Schlammschlacht um den Staatsanwalt

Die Generalbundesanwaltschaft hat Ende nächster Woche keinen richtigen Chef mehr, weil die bisherige Leiterin Monika Harms in den Ruhestand geht und ihr ausersehener Nachfolger Johannes Schmalzl gestern im Bundesrat durchrasselte. Deutschland steht dann ohne obersten Terroristenjäger da.


Die Sache fällt Justizministerin Sabine Leutheusser-Schnarrenberger (FDP) auf die Füße. Ihr Umgang mit den Ländern, deren Zustimmung sie für die Benennung ihres Parteifreundes Schmalzl gebraucht hätte, war nachgerade arrogant. Sie erwartete ein Ja ohne großes Werben und das, obwohl es gegen Schmalzl schwerwiegende Vorbehalte wegen seiner fehlenden Erfahrung als Staatsanwalt gab. Die Ministerin hat offenbar noch nicht realisiert, dass die schwarz-gelbe Koalition in der Länderkammer keine Mehrheit mehr hat. Willkommen in der Wirklichkeit.
Allerdings fällt der Vorgang auch den Schmalzl-Kritikern auf die Füße, die es übertrieben haben mit der öffentlichen Demontage des Kandidaten. Bei allen Bedenken und Vorbehalten sollte man doch beachten, dass man es hier mit einem honorigen Bewerber zu tun hatte, der vielleicht aus der eigenen Sicht nicht den Anforderungen genügte, aber deshalb doch nicht einfach doof ist. Schmalzl hat trotz seiner nur 46 Jahre schon erhebliche Erfahrung in der Leitung einer großen Behörde - er ist Regierungspräsident in Stuttgart. Was sich einige Generalstaatsanwälte aus den Ländern gegen ihren Kollegen geleistet haben, war nicht gerade die feine englische Art.
Freilich, so wie einige SPD-Leute mit Schmalzl sind vor drei Jahren auch CDU-Politiker mit dem SPD-Mann Horst Dreier umgesprungen, der Verfassungsrichter werden sollte. Auch er wurde öffentlich zermürbt und scheiterte. War das jetzt also die Retourkutsche? Es wäre schlimm, wenn die Ernennungen auf den höchsten Ebenen der Justiz künftig zum Feld parteipolitischer Schlammschlachten werden sollten.
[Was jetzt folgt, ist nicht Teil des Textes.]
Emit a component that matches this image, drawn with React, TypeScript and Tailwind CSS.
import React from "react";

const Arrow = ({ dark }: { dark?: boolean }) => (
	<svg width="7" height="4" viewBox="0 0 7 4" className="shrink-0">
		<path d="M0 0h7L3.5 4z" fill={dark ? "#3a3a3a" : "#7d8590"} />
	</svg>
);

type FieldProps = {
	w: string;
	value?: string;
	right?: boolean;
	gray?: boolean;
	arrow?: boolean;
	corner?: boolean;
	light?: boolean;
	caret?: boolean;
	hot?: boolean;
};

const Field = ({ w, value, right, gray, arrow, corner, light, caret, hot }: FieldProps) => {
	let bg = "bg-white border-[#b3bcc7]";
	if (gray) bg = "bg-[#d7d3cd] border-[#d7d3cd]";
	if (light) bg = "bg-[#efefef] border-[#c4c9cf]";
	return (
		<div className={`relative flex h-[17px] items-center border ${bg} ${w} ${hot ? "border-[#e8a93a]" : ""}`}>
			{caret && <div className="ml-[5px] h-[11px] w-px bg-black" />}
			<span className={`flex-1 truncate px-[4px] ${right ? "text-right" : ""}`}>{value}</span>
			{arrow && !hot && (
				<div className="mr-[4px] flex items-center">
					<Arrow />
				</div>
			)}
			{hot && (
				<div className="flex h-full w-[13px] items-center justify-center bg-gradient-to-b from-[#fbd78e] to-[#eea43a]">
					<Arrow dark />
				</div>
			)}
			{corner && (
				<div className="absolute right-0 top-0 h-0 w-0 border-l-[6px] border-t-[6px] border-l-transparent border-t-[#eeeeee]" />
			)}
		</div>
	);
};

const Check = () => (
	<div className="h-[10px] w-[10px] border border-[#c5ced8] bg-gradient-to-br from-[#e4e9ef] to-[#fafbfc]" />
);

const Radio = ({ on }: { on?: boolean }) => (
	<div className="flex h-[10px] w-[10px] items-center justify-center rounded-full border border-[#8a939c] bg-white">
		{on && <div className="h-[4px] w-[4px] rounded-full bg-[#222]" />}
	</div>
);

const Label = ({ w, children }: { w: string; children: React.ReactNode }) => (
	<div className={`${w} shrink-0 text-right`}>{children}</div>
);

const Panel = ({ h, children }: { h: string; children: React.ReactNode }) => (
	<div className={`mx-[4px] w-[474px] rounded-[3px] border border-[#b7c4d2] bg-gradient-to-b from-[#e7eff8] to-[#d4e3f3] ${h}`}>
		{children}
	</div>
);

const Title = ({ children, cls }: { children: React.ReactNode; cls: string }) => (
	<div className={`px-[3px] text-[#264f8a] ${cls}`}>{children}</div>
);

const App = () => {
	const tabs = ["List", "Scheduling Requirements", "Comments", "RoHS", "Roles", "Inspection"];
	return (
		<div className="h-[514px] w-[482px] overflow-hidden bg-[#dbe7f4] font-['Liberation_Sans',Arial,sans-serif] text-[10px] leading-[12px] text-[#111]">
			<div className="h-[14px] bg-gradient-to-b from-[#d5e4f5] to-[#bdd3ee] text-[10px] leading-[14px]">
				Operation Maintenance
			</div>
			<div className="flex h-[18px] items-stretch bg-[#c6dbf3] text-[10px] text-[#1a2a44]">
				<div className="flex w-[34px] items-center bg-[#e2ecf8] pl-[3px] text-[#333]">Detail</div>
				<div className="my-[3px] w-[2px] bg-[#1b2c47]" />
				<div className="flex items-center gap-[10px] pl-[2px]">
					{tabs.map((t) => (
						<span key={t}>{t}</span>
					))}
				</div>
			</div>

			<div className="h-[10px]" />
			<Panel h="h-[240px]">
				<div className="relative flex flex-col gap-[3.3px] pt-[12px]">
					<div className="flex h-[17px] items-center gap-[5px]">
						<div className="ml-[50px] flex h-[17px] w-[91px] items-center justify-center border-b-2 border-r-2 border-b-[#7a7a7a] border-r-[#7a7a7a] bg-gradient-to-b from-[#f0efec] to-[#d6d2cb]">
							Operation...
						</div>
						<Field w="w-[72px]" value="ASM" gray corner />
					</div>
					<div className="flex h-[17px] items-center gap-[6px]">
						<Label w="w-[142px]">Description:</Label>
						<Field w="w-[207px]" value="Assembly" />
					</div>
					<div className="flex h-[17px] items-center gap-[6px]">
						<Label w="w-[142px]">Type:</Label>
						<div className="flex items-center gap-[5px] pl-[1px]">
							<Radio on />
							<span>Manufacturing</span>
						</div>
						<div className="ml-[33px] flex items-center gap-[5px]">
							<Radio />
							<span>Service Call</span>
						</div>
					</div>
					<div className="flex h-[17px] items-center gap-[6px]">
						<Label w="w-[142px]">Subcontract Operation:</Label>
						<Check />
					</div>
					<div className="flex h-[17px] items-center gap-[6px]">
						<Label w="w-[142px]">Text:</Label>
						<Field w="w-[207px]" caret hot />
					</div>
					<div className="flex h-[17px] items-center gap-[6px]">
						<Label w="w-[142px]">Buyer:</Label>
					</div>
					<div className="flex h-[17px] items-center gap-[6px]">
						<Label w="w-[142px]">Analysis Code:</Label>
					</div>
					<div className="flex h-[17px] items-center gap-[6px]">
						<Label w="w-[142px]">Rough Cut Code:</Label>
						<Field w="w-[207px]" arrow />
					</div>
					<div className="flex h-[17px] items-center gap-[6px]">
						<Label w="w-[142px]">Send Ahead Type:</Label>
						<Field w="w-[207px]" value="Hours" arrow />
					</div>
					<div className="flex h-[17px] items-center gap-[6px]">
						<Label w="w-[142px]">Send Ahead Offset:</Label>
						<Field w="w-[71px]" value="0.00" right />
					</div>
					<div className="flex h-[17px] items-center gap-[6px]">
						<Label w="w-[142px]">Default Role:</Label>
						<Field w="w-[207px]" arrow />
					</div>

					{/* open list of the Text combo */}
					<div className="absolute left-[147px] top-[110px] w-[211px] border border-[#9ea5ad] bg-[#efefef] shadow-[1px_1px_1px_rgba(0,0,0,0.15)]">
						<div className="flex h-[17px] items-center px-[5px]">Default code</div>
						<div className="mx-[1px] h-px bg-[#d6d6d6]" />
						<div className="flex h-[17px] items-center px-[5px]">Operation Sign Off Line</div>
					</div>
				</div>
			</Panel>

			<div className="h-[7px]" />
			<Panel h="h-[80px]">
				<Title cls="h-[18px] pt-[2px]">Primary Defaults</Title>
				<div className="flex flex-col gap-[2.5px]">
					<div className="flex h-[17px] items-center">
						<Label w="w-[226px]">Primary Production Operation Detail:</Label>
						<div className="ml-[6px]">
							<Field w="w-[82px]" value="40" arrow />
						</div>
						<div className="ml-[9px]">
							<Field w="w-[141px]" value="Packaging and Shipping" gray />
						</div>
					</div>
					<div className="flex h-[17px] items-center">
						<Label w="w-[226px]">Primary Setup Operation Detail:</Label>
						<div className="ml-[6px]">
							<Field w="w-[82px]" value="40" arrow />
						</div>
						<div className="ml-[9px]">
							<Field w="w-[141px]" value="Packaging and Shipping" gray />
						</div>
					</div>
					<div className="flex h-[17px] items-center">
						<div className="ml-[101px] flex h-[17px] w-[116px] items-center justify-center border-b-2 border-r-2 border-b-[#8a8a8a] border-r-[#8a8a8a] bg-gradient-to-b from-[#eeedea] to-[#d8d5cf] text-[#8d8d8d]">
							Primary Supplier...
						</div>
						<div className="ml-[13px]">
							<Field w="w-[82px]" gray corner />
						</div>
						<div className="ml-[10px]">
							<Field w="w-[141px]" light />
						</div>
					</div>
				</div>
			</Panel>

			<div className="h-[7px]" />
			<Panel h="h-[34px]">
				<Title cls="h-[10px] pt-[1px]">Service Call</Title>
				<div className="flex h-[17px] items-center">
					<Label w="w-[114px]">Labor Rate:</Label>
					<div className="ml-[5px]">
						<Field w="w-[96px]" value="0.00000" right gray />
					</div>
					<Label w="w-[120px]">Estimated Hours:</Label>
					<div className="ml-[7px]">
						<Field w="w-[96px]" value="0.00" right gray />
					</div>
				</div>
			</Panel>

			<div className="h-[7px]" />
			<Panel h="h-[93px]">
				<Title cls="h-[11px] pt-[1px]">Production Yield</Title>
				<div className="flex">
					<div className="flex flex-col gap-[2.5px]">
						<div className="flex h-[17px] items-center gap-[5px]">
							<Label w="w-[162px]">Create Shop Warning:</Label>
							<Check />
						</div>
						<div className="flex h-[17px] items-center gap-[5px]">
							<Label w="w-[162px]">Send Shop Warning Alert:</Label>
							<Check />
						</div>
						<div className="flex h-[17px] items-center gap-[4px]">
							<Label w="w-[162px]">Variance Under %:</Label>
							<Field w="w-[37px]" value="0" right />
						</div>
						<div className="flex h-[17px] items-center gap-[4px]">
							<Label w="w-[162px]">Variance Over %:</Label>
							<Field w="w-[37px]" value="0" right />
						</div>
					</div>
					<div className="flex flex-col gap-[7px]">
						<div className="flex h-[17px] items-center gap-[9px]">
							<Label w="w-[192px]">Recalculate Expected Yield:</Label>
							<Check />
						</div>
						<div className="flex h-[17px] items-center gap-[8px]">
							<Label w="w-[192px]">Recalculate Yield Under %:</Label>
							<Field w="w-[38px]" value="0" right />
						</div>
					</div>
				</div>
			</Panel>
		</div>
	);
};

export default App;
Spätestens der aktuelle Vorgang sollte Anlass für eine Reform sein. Bei den Verfassungsrichtern ist das geltende Verfahren, die Ernennung durch den Richterwahlausschuss des Bundestages oder des Bundesrates mit einer Zweidrittelmehrheit, kaum zu beanstanden. Es gibt keine Alternative, die die Rechte der politischen Minderheit an dieser Stelle besser schützen würde. Allerdings sollte die Findung der jeweiligen Kandidaten nicht den Hinterzimmern der Fraktionen im Bundestag vorbehalten bleiben, sondern öffentlich erfolgen.
Beim Generalbundesanwalt ist eine völlige Umstellung angebracht. Derzeit wird er vom Bundespräsidenten auf Vorschlag der Regierung und mit Zustimmung des Bundesrates ernannt; er ist politischer Beamter, steht unter dem Druck, jederzeit in den Ruhestand versetzt werden zu können. Eine ordentliche Ausschreibung unter Juristen, wie bei den Generalstaatsanwälten der Länder, dann die Auswahl durch ein parteiübergreifendes Gremium - so sollte der Generalbundesanwalt bestimmt werden.